Core.MissingCodeError(mi=tmapreduce(Core.Function, Core.Function, Core.Array{Core.Float64, 1}) from tmapreduce(Any, Any, Any...))
jl_compile_method_internal at /cache/build/builder-amdci5-4/julialang/julia-release-1-dot-12/src/gf.c:3550
_jl_invoke at /cache/build/builder-amdci5-4/julialang/julia-release-1-dot-12/src/gf.c:4006 [inlined]
ijl_invoke at /cache/build/builder-amdci5-4/julialang/julia-release-1-dot-12/src/gf.c:4021
main at /home/yolhan/Bureau/test_app/main.jl:6
_main at /home/yolhan/.julia/packages/JuliaC/StMkx/src/scripts/juliac-buildscript.jl:77
julia__main_3309_gfthunk at ./app (unknown line)

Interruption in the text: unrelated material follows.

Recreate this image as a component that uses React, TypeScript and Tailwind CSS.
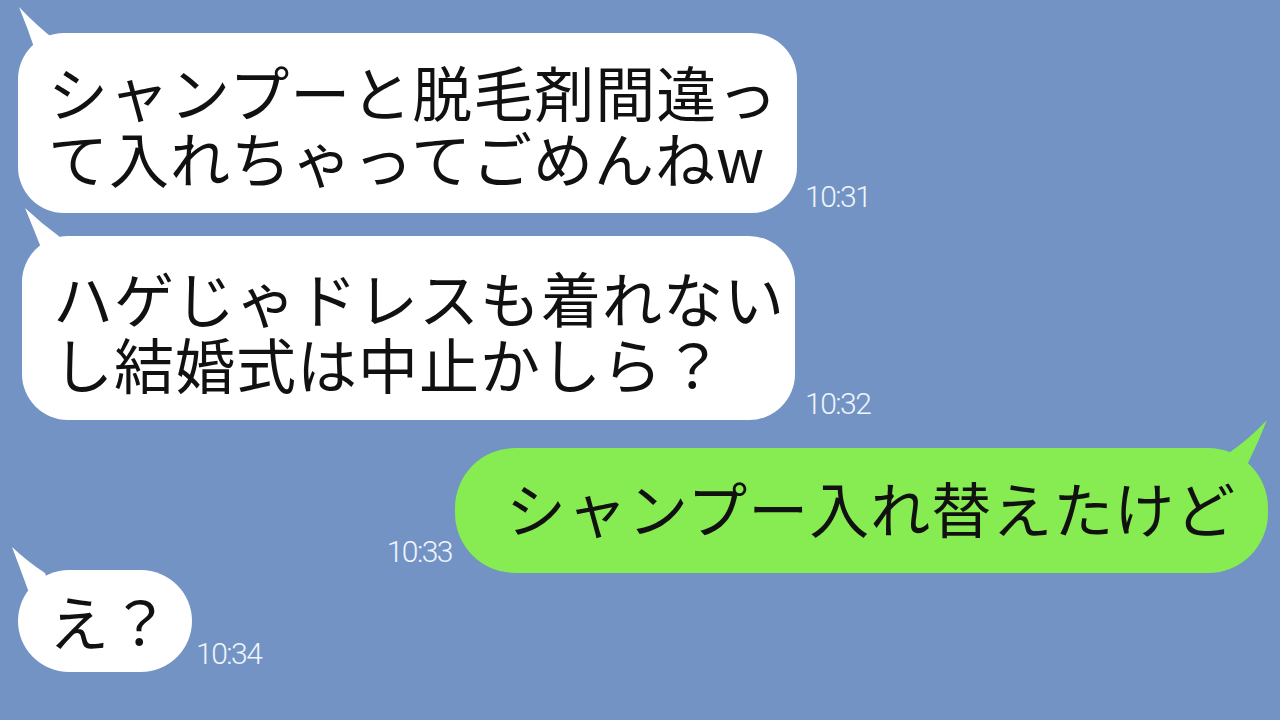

main at ./app (unknown line)
unknown function (ip: 0x768c89e2a1c9) at /lib/x86_64-linux-gnu/libc.so.6
__libc_start_main at /lib/x86_64-linux-gnu/libc.so.6 (unknown line)
_start at ./app (unknown line)

If I recall correctly you can do it if you first trace the execution with PrecompileTools.jl to collect all the necessary precompile statements, and then run JuliaC and inform it not to remove the specified statements you hit.

I forget the right way to do it though and im not at my computer currently.